Transfer Tax Law Considerations
In addressing the state comptroller's argument regarding the Transfer Tax Law, the court examined the legislative intent behind the taxation of property transfers. The court noted that the language of the law was historically aimed at taxing voluntary transfers of property, such as gifts or inheritances, rather than transfers made for valuable consideration. Since the partnership agreement constituted a legally binding contract with valuable consideration, the court reasoned that the transfer of good-will to the surviving partners did not fall under the purview of taxable transfers as defined by the law. It emphasized that the law was crafted to account for voluntary transfers, thus excluding transactions like the one in question, which were governed by contractual obligations. This interpretation led to the conclusion that the state comptroller's contention was misaligned with the statute's intended scope.
Conclusion on Taxability of Good-Will
Ultimately, the court affirmed the earlier order concluding that the decedent's interest in good-will did not constitute a taxable asset of the estate.
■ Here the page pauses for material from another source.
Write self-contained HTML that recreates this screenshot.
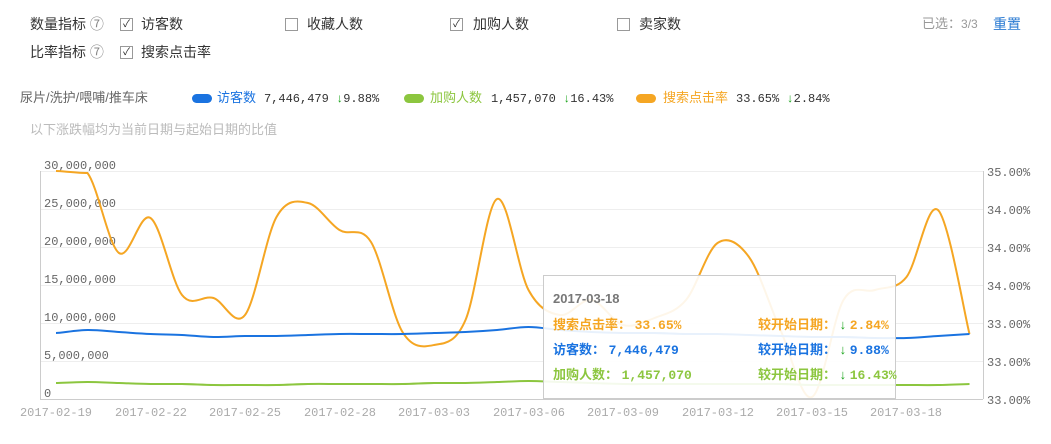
<!DOCTYPE html>
<html><head><meta charset="utf-8"><style>
body{margin:0;width:1051px;height:444px;background:#fff;overflow:hidden;position:relative;font-family:"Liberation Sans","Noto Sans CJK SC",sans-serif;}
.a{position:absolute;white-space:nowrap;font-size:14px;color:#333;line-height:16px}
.l{font-size:13px}
.cb{position:absolute;width:11px;height:11px;border:1px solid #999;background:#fff;font-size:10px;line-height:11px;text-align:center;color:#222}
.m{font-family:"Liberation Mono",monospace;font-size:12px}
.pill{position:absolute;width:20px;height:9px;border-radius:5px}
.g{color:#1aa31a}
</style></head><body>
<div class="a" style="left:30px;top:16px">数量指标 <span style="color:#888">⑦</span></div>
<div class="cb" style="left:120px;top:18px">✓</div><div class="a" style="left:141px;top:16px">访客数</div>
<div class="cb" style="left:285px;top:18px"></div><div class="a" style="left:307px;top:16px">收藏人数</div>
<div class="cb" style="left:450px;top:18px">✓</div><div class="a" style="left:473px;top:16px">加购人数</div>
<div class="cb" style="left:617px;top:18px"></div><div class="a" style="left:639px;top:16px">卖家数</div>
<div class="a" style="left:922px;top:16px;color:#999;font-size:13px">已选：<span style="font-size:12px">3/3</span></div>
<div class="a" style="left:993px;top:16px;color:#2a7ad2">重置</div>
<div class="a" style="left:30px;top:44px">比率指标 <span style="color:#888">⑦</span></div>
<div class="cb" style="left:120px;top:46px">✓</div><div class="a" style="left:141px;top:44px">搜索点击率</div>

<div class="a l" style="left:20px;top:90px;color:#666">尿片/洗护/喂哺/推车床</div>
<div class="pill" style="left:192px;top:94px;background:#1a73e0"></div>
<div class="a l" style="left:217px;top:90px;color:#1a73e0">访客数</div>
<div class="a m" style="left:264px;top:91px">7,446,479 <span class="g">↓</span>9.88%</div>
<div class="pill" style="left:404px;top:94px;background:#8cc63f"></div>
<div class="a l" style="left:430px;top:90px;color:#8cc63f">加购人数</div>
<div class="a m" style="left:491px;top:91px">1,457,070 <span class="g">↓</span>16.43%</div>
<div class="pill" style="left:636px;top:94px;background:#f5a623"></div>
<div class="a l" style="left:663px;top:90px;color:#f5a623">搜索点击率</div>
<div class="a m" style="left:736px;top:91px">33.65% <span class="g">↓</span>2.84%</div>
<div class="a l" style="left:30px;top:122px;color:#bbb">以下涨跌幅均为当前日期与起始日期的比值</div>

<svg width="1051" height="444" style="position:absolute;left:0;top:0" font-family="Liberation Mono,monospace" font-size="12" fill="#666">
<g stroke="#eee" stroke-width="1">
<line x1="40" y1="171.5" x2="983" y2="171.5"/><line x1="40" y1="209.5" x2="983" y2="209.5"/><line x1="40" y1="247.5" x2="983" y2="247.5"/><line x1="40" y1="285.5" x2="983" y2="285.5"/><line x1="40" y1="323.5" x2="983" y2="323.5"/><line x1="40" y1="361.5" x2="983" y2="361.5"/>
</g>
<g stroke="#ccc"><line x1="40.5" y1="171" x2="40.5" y2="399"/><line x1="983.5" y1="171" x2="983.5" y2="399"/><line x1="40" y1="399.5" x2="983" y2="399.5"/></g>
<g><text x="44" y="169">30,000,000</text><text x="44" y="207">25,000,000</text><text x="44" y="245">20,000,000</text><text x="44" y="283">15,000,000</text><text x="44" y="321">10,000,000</text><text x="44" y="359">5,000,000</text><text x="44" y="397">0</text></g>
<g><text x="987" y="176">35.00%</text><text x="987" y="214">34.00%</text><text x="987" y="252">34.00%</text><text x="987" y="290">34.00%</text><text x="987" y="328">33.00%</text><text x="987" y="366">33.00%</text><text x="987" y="404">33.00%</text></g>
<g fill="#aaa" text-anchor="middle"><text x="56" y="416">2017-02-19</text><text x="151" y="416">2017-02-22</text><text x="245" y="416">2017-02-25</text><text x="340" y="416">2017-02-28</text><text x="434" y="416">2017-03-03</text><text x="529" y="416">2017-03-06</text><text x="623" y="416">2017-03-09</text><text x="718" y="416">2017-03-12</text><text x="812" y="416">2017-03-15</text><text x="906" y="416">2017-03-18</text></g>
<path id="po" fill="none" stroke="#f5a623" stroke-width="2"/>
<path id="pb" fill="none" stroke="#1a73e0" stroke-width="2"/>
<path id="pg" fill="none" stroke="#8cc63f" stroke-width="2"/>
<rect x="543.5" y="275.5" width="352" height="123" fill="rgba(255,255,255,0.9)" stroke="#ccc"/>
<g font-family="Liberation Sans,Noto Sans CJK SC,sans-serif" font-size="13" font-weight="bold">
<text x="553" y="303" fill="#777">2017-03-18</text>
<text x="553" y="329" fill="#f5a623">搜索点击率：  <tspan font-family="Liberation Mono">33.65%</tspan></text>
<text x="553" y="354" fill="#1a73e0">访客数：  <tspan font-family="Liberation Mono">7,446,479</tspan></text>
<text x="553" y="379" fill="#8cc63f">加购人数：  <tspan font-family="Liberation Mono">1,457,070</tspan></text>
<text x="758" y="329" fill="#f5a623">较开始日期：  <tspan fill="#1aa31a">↓</tspan> <tspan font-family="Liberation Mono">2.84%</tspan></text>
<text x="758" y="354" fill="#1a73e0">较开始日期：  <tspan fill="#1aa31a">↓</tspan> <tspan font-family="Liberation Mono">9.88%</tspan></text>
<text x="758" y="379" fill="#8cc63f">较开始日期：  <tspan fill="#1aa31a">↓</tspan> <tspan font-family="Liberation Mono">16.43%</tspan></text>
</g>
</svg>
<script>
function cr(ys){var p=ys.map(function(y,i){return[56+31.5*i,y]});var d="M"+p[0];for(var i=0;i<p.length-1;i++){var a=p[i-1]||p[i],b=p[i],c=p[i+1],e=p[i+2]||c;var k=(i==0)?0:1,k2=(i==0)?0:1;d+=" C"+(b[0]+(c[0]-a[0])/6)+","+(b[1]+k*(c[1]-a[1])/6)+" "+(c[0]-(e[0]-b[0])/6)+","+(c[1]-k2*(e[1]-b[1])/6)+" "+c[0]+","+c[1];}return d;}
document.getElementById("po").setAttribute("d",cr([171,173,253,218,295,298,315,217,203,230,242,332,345,320,199,290,315,300,325,318,300,243,257,330,397,300,290,277,210,334]));
document.getElementById("pb").setAttribute("d",cr([333,330,332,334,335,337,336,336,335,334,334,334,333,332,330,327,330,332,333,333,334,334,335,336,337,337,338,338,336,334]));
document.getElementById("pg").setAttribute("d",cr([383,382,383,384,384,385,385,385,384,384,384,384,383,383,382,381,382,383,384,384,384,384,384,384,385,385,385,385,385,384]));
</script>
</body></html>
The partnership agreement's clear stipulations regarding the exclusive rights of the surviving partners over the firm name and good-will played a critical role in this determination. The court's analysis illustrated the importance of contractual terms in shaping the rights and obligations of partners in a partnership. By establishing that the decedent's interest was too speculative and not subject to reasonable evaluation, the court reinforced the notion that good-will, as defined by the partnership agreement, remained with the surviving partners. As a result, the order assessing a tax against the estate was affirmed, aligning with the principles of partnership law and the statutory framework governing property transfers.